--- Start ---

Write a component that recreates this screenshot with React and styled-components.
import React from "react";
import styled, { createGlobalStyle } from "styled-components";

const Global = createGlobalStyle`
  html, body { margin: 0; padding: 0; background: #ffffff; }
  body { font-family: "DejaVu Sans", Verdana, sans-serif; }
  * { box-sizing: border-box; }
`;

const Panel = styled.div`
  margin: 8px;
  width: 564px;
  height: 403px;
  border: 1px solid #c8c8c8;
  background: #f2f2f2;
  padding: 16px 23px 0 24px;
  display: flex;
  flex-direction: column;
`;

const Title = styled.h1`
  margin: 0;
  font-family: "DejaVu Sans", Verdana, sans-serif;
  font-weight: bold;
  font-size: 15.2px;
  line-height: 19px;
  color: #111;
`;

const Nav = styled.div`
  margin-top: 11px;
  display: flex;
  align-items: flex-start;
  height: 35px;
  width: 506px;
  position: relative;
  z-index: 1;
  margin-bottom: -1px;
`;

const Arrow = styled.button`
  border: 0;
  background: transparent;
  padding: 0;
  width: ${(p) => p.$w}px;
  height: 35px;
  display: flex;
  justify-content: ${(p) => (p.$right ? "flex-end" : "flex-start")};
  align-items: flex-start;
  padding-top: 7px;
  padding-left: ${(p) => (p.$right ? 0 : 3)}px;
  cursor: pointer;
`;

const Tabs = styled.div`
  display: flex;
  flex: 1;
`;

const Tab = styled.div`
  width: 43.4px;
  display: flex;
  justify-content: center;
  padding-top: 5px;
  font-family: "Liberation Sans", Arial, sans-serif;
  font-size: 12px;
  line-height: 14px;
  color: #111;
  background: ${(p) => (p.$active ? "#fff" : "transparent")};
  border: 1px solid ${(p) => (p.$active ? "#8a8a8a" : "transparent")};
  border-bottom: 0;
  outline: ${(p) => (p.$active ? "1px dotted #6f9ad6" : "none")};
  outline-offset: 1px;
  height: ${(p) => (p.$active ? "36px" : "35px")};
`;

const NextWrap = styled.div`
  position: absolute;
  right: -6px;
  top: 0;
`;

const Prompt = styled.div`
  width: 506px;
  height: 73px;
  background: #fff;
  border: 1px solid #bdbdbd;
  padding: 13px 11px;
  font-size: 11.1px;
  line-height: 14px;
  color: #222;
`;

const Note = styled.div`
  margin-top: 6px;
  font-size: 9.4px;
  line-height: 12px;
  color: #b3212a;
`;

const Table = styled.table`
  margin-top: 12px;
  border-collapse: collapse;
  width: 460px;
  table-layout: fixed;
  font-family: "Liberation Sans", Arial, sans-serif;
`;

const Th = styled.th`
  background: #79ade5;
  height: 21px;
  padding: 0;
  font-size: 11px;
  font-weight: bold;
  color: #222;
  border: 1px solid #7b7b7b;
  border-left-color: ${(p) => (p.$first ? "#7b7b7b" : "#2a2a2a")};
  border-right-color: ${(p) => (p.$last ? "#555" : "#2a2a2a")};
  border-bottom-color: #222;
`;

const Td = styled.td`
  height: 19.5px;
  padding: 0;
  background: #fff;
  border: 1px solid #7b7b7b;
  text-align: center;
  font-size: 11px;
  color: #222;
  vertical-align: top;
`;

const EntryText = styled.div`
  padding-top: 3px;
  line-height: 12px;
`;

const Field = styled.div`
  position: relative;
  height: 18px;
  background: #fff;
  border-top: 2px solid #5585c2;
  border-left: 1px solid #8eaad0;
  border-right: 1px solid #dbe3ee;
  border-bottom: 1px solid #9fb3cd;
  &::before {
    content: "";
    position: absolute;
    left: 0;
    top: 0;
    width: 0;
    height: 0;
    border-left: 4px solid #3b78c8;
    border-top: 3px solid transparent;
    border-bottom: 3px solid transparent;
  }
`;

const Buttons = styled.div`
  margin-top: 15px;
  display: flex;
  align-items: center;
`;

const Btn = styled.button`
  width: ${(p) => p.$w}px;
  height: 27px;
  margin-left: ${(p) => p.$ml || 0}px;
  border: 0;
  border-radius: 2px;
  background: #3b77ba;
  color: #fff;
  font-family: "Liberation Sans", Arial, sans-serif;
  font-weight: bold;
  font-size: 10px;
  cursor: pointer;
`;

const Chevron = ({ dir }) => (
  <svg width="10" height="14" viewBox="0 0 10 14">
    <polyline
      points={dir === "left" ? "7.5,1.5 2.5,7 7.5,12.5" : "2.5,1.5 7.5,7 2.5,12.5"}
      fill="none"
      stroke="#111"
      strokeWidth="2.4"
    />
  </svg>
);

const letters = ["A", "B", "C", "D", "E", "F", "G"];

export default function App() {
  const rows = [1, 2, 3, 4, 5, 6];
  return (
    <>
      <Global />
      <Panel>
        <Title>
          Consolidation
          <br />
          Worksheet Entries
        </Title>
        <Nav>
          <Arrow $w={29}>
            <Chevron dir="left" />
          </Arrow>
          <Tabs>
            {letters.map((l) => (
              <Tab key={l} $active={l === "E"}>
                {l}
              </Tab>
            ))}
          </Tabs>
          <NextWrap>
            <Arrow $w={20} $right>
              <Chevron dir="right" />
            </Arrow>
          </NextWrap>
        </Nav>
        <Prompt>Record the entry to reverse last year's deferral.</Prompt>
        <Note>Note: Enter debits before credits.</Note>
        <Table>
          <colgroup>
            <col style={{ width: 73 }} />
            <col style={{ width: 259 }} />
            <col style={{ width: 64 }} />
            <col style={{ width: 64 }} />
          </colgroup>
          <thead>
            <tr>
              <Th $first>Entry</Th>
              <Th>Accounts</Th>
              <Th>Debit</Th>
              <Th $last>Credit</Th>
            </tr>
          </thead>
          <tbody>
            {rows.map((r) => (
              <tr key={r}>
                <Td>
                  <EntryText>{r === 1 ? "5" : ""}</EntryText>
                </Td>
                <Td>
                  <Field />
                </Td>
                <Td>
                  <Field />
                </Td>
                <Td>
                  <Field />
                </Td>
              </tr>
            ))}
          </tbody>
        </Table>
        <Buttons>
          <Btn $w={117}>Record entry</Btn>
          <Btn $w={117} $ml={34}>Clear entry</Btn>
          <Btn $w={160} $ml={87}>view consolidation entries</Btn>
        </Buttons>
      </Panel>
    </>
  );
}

--- End ---

■ Directive
Retype the data in full and match it exactly.

■ Answer to this exercise
Write a component that recreates this screenshot with React and styled-components.
import React from "react";
import styled, { createGlobalStyle } from "styled-components";

const Global = createGlobalStyle`
  html, body { margin: 0; padding: 0; background: #ffffff; }
  body { font-family: "DejaVu Sans", Verdana, sans-serif; }
  * { box-sizing: border-box; }
`;

const Panel = styled.div`
  margin: 8px;
  width: 564px;
  height: 403px;
  border: 1px solid #c8c8c8;
  background: #f2f2f2;
  padding: 16px 23px 0 24px;
  display: flex;
  flex-direction: column;
`;

const Title = styled.h1`
  margin: 0;
  font-family: "DejaVu Sans", Verdana, sans-serif;
  font-weight: bold;
  font-size: 15.2px;
  line-height: 19px;
  color: #111;
`;

const Nav = styled.div`
  margin-top: 11px;
  display: flex;
  align-items: flex-start;
  height: 35px;
  width: 506px;
  position: relative;
  z-index: 1;
  margin-bottom: -1px;
`;

const Arrow = styled.button`
  border: 0;
  background: transparent;
  padding: 0;
  width: ${(p) => p.$w}px;
  height: 35px;
  display: flex;
  justify-content: ${(p) => (p.$right ? "flex-end" : "flex-start")};
  align-items: flex-start;
  padding-top: 7px;
  padding-left: ${(p) => (p.$right ? 0 : 3)}px;
  cursor: pointer;
`;

const Tabs = styled.div`
  display: flex;
  flex: 1;
`;

const Tab = styled.div`
  width: 43.4px;
  display: flex;
  justify-content: center;
  padding-top: 5px;
  font-family: "Liberation Sans", Arial, sans-serif;
  font-size: 12px;
  line-height: 14px;
  color: #111;
  background: ${(p) => (p.$active ? "#fff" : "transparent")};
  border: 1px solid ${(p) => (p.$active ? "#8a8a8a" : "transparent")};
  border-bottom: 0;
  outline: ${(p) => (p.$active ? "1px dotted #6f9ad6" : "none")};
  outline-offset: 1px;
  height: ${(p) => (p.$active ? "36px" : "35px")};
`;

const NextWrap = styled.div`
  position: absolute;
  right: -6px;
  top: 0;
`;

const Prompt = styled.div`
  width: 506px;
  height: 73px;
  background: #fff;
  border: 1px solid #bdbdbd;
  padding: 13px 11px;
  font-size: 11.1px;
  line-height: 14px;
  color: #222;
`;

const Note = styled.div`
  margin-top: 6px;
  font-size: 9.4px;
  line-height: 12px;
  color: #b3212a;
`;

const Table = styled.table`
  margin-top: 12px;
  border-collapse: collapse;
  width: 460px;
  table-layout: fixed;
  font-family: "Liberation Sans", Arial, sans-serif;
`;

const Th = styled.th`
  background: #79ade5;
  height: 21px;
  padding: 0;
  font-size: 11px;
  font-weight: bold;
  color: #222;
  border: 1px solid #7b7b7b;
  border-left-color: ${(p) => (p.$first ? "#7b7b7b" : "#2a2a2a")};
  border-right-color: ${(p) => (p.$last ? "#555" : "#2a2a2a")};
  border-bottom-color: #222;
`;

const Td = styled.td`
  height: 19.5px;
  padding: 0;
  background: #fff;
  border: 1px solid #7b7b7b;
  text-align: center;
  font-size: 11px;
  color: #222;
  vertical-align: top;
`;

const EntryText = styled.div`
  padding-top: 3px;
  line-height: 12px;
`;

const Field = styled.div`
  position: relative;
  height: 18px;
  background: #fff;
  border-top: 2px solid #5585c2;
  border-left: 1px solid #8eaad0;
  border-right: 1px solid #dbe3ee;
  border-bottom: 1px solid #9fb3cd;
  &::before {
    content: "";
    position: absolute;
    left: 0;
    top: 0;
    width: 0;
    height: 0;
    border-left: 4px solid #3b78c8;
    border-top: 3px solid transparent;
    border-bottom: 3px solid transparent;
  }
`;

const Buttons = styled.div`
  margin-top: 15px;
  display: flex;
  align-items: center;
`;

const Btn = styled.button`
  width: ${(p) => p.$w}px;
  height: 27px;
  margin-left: ${(p) => p.$ml || 0}px;
  border: 0;
  border-radius: 2px;
  background: #3b77ba;
  color: #fff;
  font-family: "Liberation Sans", Arial, sans-serif;
  font-weight: bold;
  font-size: 10px;
  cursor: pointer;
`;

const Chevron = ({ dir }) => (
  <svg width="10" height="14" viewBox="0 0 10 14">
    <polyline
      points={dir === "left" ? "7.5,1.5 2.5,7 7.5,12.5" : "2.5,1.5 7.5,7 2.5,12.5"}
      fill="none"
      stroke="#111"
      strokeWidth="2.4"
    />
  </svg>
);

const letters = ["A", "B", "C", "D", "E", "F", "G"];

export default function App() {
  const rows = [1, 2, 3, 4, 5, 6];
  return (
    <>
      <Global />
      <Panel>
        <Title>
          Consolidation
          <br />
          Worksheet Entries
        </Title>
        <Nav>
          <Arrow $w={29}>
            <Chevron dir="left" />
          </Arrow>
          <Tabs>
            {letters.map((l) => (
              <Tab key={l} $active={l === "E"}>
                {l}
              </Tab>
            ))}
          </Tabs>
          <NextWrap>
            <Arrow $w={20} $right>
              <Chevron dir="right" />
            </Arrow>
          </NextWrap>
        </Nav>
        <Prompt>Record the entry to reverse last year's deferral.</Prompt>
        <Note>Note: Enter debits before credits.</Note>
        <Table>
          <colgroup>
            <col style={{ width: 73 }} />
            <col style={{ width: 259 }} />
            <col style={{ width: 64 }} />
            <col style={{ width: 64 }} />
          </colgroup>
          <thead>
            <tr>
              <Th $first>Entry</Th>
              <Th>Accounts</Th>
              <Th>Debit</Th>
              <Th $last>Credit</Th>
            </tr>
          </thead>
          <tbody>
            {rows.map((r) => (
              <tr key={r}>
                <Td>
                  <EntryText>{r === 1 ? "5" : ""}</EntryText>
                </Td>
                <Td>
                  <Field />
                </Td>
                <Td>
                  <Field />
                </Td>
                <Td>
                  <Field />
                </Td>
              </tr>
            ))}
          </tbody>
        </Table>
        <Buttons>
          <Btn $w={117}>Record entry</Btn>
          <Btn $w={117} $ml={34}>Clear entry</Btn>
          <Btn $w={160} $ml={87}>view consolidation entries</Btn>
        </Buttons>
      </Panel>
    </>
  );
}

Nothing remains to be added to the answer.